§ **ENTRIES PROVIDED**
════════════════

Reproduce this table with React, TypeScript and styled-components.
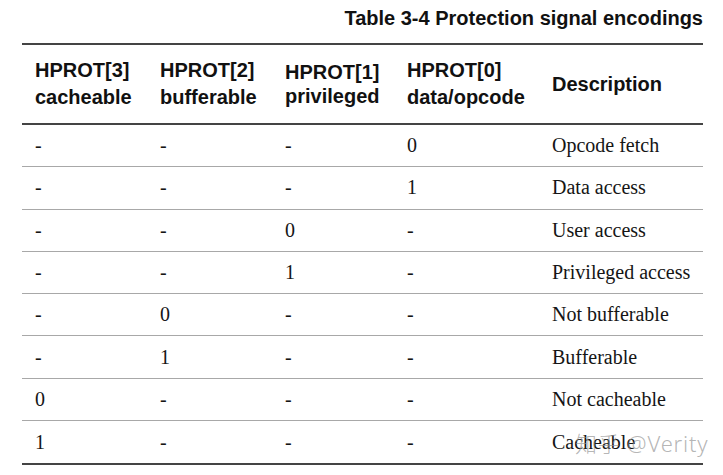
import styled, { createGlobalStyle } from 'styled-components';

const GlobalStyle = createGlobalStyle`
    html, body {
        margin: 0;
        padding: 0;
        background: #ffffff;
    }
`;

const Page = styled.div`
    width: 723px;
    height: 475px;
    padding: 6px 20px 0 22px;
    box-sizing: border-box;
    display: flex;
    flex-direction: column;
    position: relative;
    overflow: hidden;
`;

const Title = styled.div`
    font-family: 'Liberation Sans', Arial, sans-serif;
    font-weight: bold;
    font-size: 20px;
    line-height: 24px;
    color: #111;
    text-align: right;
    margin-bottom: 13px;
`;

const Table = styled.div`
    border-top: 2px solid #444;
    border-bottom: 2px solid #444;
    display: flex;
    flex-direction: column;
`;

const HeaderRow = styled.div`
    display: grid;
    grid-template-columns: 125px 125px 122px 145px 1fr;
    height: 78px;
    border-bottom: 2px solid #444;
`;

const HeadCell = styled.div<{ $tight?: boolean }>`
    display: flex;
    flex-direction: column;
    justify-content: center;
    padding-left: 13px;
    font-family: 'Liberation Sans', Arial, sans-serif;
    font-weight: bold;
    font-size: 20px;
    line-height: ${p => (p.$tight ? '24px' : '27px')};
    color: #111;
    white-space: nowrap;
`;

const Row = styled.div`
    display: grid;
    grid-template-columns: 125px 125px 122px 145px 1fr;
    height: 42.3px;
    box-sizing: border-box;
    border-bottom: 1px solid #a8a8a8;
    &:last-child {
        border-bottom: none;
    }
`;

const Cell = styled.div`
    display: flex;
    align-items: center;
    padding-left: 13px;
    font-family: 'Liberation Serif', 'Times New Roman', serif;
    font-size: 20px;
    color: #151515;
    white-space: nowrap;
    position: relative;
`;

// 知乎 watermark drawn over the last description cell
const Watermark = styled.div`
    position: absolute;
    left: 36px;
    top: 50%;
    transform: translateY(-50%);
    font-family: 'Noto Sans', 'Noto Sans CJK SC', sans-serif;
    font-size: 22px;
    font-weight: 300;
    color: rgba(150, 150, 150, 0.7);
    letter-spacing: 0.8px;
    pointer-events: none;
`;

const headers: { top: string; bottom: string; tight?: boolean }[] = [
    { top: 'HPROT[3]', bottom: 'cacheable' },
    { top: 'HPROT[2]', bottom: 'bufferable' },
    { top: 'HPROT[1]', bottom: 'privileged', tight: true },
    { top: 'HPROT[0]', bottom: 'data/opcode' },
];

const rows: string[][] = [
    ['-', '-', '-', '0', 'Opcode fetch'],
    ['-', '-', '-', '1', 'Data access'],
    ['-', '-', '0', '-', 'User access'],
    ['-', '-', '1', '-', 'Privileged access'],
    ['-', '0', '-', '-', 'Not bufferable'],
    ['-', '1', '-', '-', 'Bufferable'],
    ['0', '-', '-', '-', 'Not cacheable'],
    ['1', '-', '-', '-', 'Cacheable'],
];

const App = () => {
    return (
        <>
            <GlobalStyle />
            <Page>
                <Title>Table 3-4 Protection signal encodings</Title>
                <Table>
                    <HeaderRow>
                        {headers.map(h => (
                            <HeadCell key={h.top} $tight={h.tight}>
                                <span>{h.top}</span>
                                <span>{h.bottom}</span>
                            </HeadCell>
                        ))}
                        <HeadCell>Description</HeadCell>
                    </HeaderRow>
                    {rows.map((r, i) => (
                        <Row key={i}>
                            {r.map((v, j) => (
                                <Cell key={j}>
                                    {v}
                                    {i === rows.length - 1 && j === 4 && <Watermark>知乎 @Verity</Watermark>}
                                </Cell>
                            ))}
                        </Row>
                    ))}
                </Table>
            </Page>
        </>
    );
};

export default App;
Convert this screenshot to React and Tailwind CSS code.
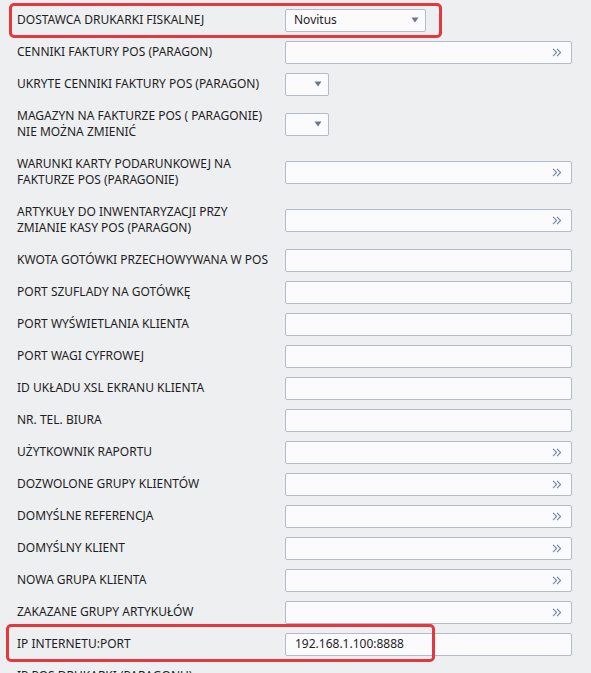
import React from 'react';

const rows = [
  { label: 'DOSTAWCA DRUKARKI FISKALNEJ', type: 'select', value: 'Novitus' },
  { label: 'CENNIKI FAKTURY POS (PARAGON)', type: 'lookup' },
  { label: 'UKRYTE CENNIKI FAKTURY POS (PARAGON)', type: 'small' },
  { label: ['MAGAZYN NA FAKTURZE POS ( PARAGONIE)', 'NIE MOŻNA ZMIENIĆ'], type: 'small' },
  { label: ['WARUNKI KARTY PODARUNKOWEJ NA', 'FAKTURZE POS (PARAGONIE)'], type: 'lookup' },
  { label: ['ARTYKUŁY DO INWENTARYZACJI PRZY', 'ZMIANIE KASY POS (PARAGON)'], type: 'lookup' },
  { label: 'KWOTA GOTÓWKI PRZECHOWYWANA W POS', type: 'text' },
  { label: 'PORT SZUFLADY NA GOTÓWKĘ', type: 'text' },
  { label: 'PORT WYŚWIETLANIA KLIENTA', type: 'text' },
  { label: 'PORT WAGI CYFROWEJ', type: 'text' },
  { label: 'ID UKŁADU XSL EKRANU KLIENTA', type: 'text' },
  { label: 'NR. TEL. BIURA', type: 'text' },
  { label: 'UŻYTKOWNIK RAPORTU', type: 'lookup' },
  { label: 'DOZWOLONE GRUPY KLIENTÓW', type: 'lookup' },
  { label: 'DOMYŚLNE REFERENCJA', type: 'lookup' },
  { label: 'DOMYŚLNY KLIENT', type: 'lookup' },
  { label: 'NOWA GRUPA KLIENTA', type: 'lookup' },
  { label: 'ZAKAZANE GRUPY ARTYKUŁÓW', type: 'lookup' },
  { label: 'IP INTERNETU:PORT', type: 'text', value: '192.168.1.100:8888' },
  { label: ['IP POS DRUKARKI (PARAGONU)', 'PORT DRUKARKI'], type: 'disabled' },
];

const Caret = () => (
  <svg width="8" height="6" viewBox="0 0 8 6" className="shrink-0">
    <path d="M0.5 0.5 L7.5 0.5 L4 5.5 Z" fill="#6f7787" />
  </svg>
);

const Chevrons = () => (
  <svg width="10" height="9" viewBox="0 0 10 9" className="shrink-0">
    <path d="M1 0.8 L4.6 4.5 L1 8.2 M5 0.8 L8.6 4.5 L5 8.2" fill="none" stroke="#7584ad" strokeWidth="1.1" />
  </svg>
);

function Field({ type, value }) {
  const base = 'h-[23px] rounded-[2px] border border-[#b3bac9] bg-[#fbfbfe] flex items-center text-[12px] text-[#1e1e1e]';
  if (type === 'select') {
    return (
      <div className={`${base} w-[141px] pl-[8px] pr-[6px] justify-between`}>
        <span>{value}</span>
        <Caret />
      </div>
    );
  }
  if (type === 'small') {
    return (
      <div className={`${base} w-[44px] pr-[6px] justify-end`}>
        <Caret />
      </div>
    );
  }
  if (type === 'lookup') {
    return (
      <div className={`${base} w-[287px] pr-[9px] justify-end`}>
        <Chevrons />
      </div>
    );
  }
  if (type === 'disabled') {
    return <div className="h-[23px] w-[287px] rounded-[2px] border border-dashed border-[#b3bac9] bg-[#f3f4f7]" />;
  }
  return (
    <div className={`${base} w-[287px] pl-[9px]`}>
      {value}
    </div>
  );
}

export default function App() {
  return (
    <div
      className="relative min-h-screen overflow-hidden bg-[#eeeff1] text-[#1e1e1e]"
      style={{ fontFamily: '"Noto Sans", "Open Sans", sans-serif' }}
    >
      <div className="flex flex-col pt-[4px] pl-[17px]">
        {rows.map((row, i) => {
          const two = Array.isArray(row.label);
          return (
            <div key={i} className={`flex items-center ${two ? 'h-12' : 'h-8'}`}>
              <div className="w-[268px] shrink-0 text-[12px] leading-[16px]">
                {two ? (
                  <>
                    <div>{row.label[0]}</div>
                    <div>{row.label[1]}</div>
                  </>
                ) : (
                  row.label
                )}
              </div>
              <Field type={row.type} value={row.value} />
            </div>
          );
        })}
      </div>

      {/* red highlight frames */}
      <div className="pointer-events-none absolute left-[9px] top-[3px] h-[35px] w-[433px] rounded-[5px] border-[3px] border-[#e4383e]" />
      <div className="pointer-events-none absolute left-[6px] top-[624px] h-[38px] w-[429px] rounded-[5px] border-[3px] border-[#e4383e]" />
    </div>
  );
}
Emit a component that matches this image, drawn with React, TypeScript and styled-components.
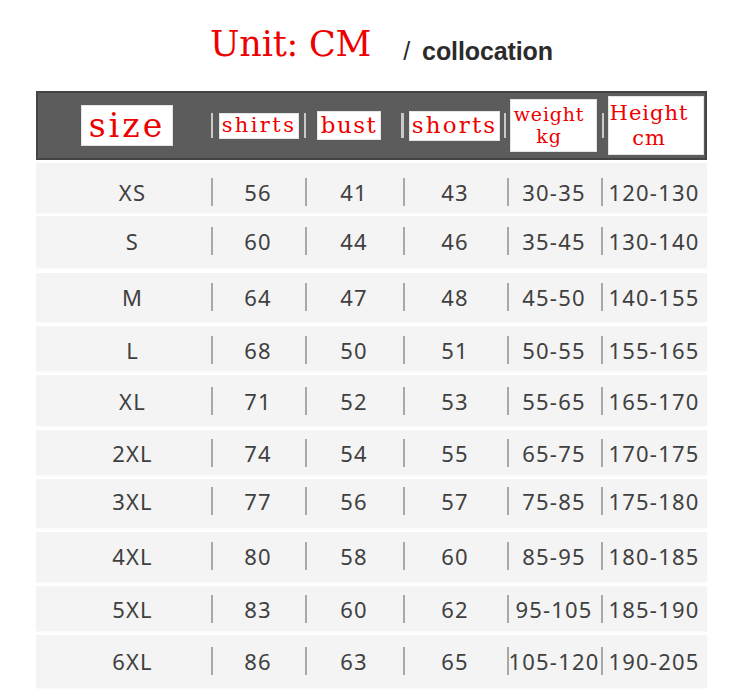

════════════════

§ **OBJECTIVE**
Transcribe the lines between the one holding "Convert this screenshot" and the one holding "import React from 'react';", inclusive, and leave out any pictures.

§ **TASK RESPONSE**
Convert this screenshot to React and Tailwind CSS code.
import React from 'react';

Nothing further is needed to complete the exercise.